▸ **Given instruction**
In the listing below, count each line containing "components" and answer with the count only.

--- Recorded data ---

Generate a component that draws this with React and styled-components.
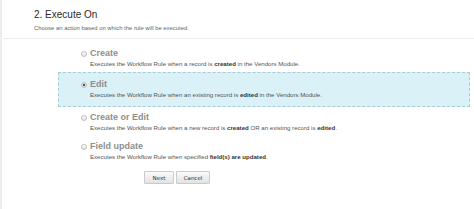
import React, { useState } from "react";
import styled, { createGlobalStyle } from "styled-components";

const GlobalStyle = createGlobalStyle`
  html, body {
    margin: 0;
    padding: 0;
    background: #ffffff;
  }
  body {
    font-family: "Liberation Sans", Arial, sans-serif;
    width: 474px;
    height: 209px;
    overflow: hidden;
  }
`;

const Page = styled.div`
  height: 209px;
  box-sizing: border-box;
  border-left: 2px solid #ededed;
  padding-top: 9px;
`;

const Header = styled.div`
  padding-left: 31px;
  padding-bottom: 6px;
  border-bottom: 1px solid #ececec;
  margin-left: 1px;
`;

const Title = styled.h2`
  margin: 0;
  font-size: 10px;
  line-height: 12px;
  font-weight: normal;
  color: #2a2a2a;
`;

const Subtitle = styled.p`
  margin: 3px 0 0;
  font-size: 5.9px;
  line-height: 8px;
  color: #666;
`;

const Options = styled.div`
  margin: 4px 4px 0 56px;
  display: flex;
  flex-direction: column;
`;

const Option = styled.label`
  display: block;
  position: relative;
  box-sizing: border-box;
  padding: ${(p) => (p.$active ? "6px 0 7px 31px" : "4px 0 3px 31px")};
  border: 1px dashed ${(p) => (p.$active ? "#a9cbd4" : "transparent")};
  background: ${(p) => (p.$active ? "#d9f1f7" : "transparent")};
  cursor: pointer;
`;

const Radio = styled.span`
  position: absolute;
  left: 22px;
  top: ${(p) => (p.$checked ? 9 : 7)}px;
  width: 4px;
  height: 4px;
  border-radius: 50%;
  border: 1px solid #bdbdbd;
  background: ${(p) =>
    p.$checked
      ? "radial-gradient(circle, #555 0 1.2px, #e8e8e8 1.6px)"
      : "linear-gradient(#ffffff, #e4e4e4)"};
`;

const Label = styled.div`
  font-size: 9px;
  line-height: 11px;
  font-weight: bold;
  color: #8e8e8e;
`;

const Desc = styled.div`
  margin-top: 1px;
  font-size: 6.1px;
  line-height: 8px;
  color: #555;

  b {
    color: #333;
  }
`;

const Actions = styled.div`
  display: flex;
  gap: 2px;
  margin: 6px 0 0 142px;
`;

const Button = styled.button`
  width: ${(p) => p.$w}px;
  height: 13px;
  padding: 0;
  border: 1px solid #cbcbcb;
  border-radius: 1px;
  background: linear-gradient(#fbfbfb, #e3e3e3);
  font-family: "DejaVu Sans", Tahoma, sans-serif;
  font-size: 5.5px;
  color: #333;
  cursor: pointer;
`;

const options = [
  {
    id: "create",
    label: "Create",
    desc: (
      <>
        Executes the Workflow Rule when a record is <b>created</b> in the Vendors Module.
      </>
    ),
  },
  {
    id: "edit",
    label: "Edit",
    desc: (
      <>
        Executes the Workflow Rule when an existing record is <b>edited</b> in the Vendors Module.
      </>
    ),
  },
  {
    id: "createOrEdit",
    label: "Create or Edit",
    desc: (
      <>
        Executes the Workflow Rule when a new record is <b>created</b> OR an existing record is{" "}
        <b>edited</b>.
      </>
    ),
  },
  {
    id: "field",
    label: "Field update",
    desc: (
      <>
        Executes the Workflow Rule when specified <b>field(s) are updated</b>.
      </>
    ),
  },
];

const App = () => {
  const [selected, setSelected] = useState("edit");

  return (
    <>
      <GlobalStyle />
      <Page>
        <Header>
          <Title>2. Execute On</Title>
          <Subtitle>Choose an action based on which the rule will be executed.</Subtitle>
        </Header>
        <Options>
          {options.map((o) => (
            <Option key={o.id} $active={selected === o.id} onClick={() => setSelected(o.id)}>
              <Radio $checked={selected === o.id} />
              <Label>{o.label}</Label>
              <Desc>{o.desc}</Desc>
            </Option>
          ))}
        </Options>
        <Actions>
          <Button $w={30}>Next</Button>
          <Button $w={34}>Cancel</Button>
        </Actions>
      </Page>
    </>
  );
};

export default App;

---

▸ **Result**
2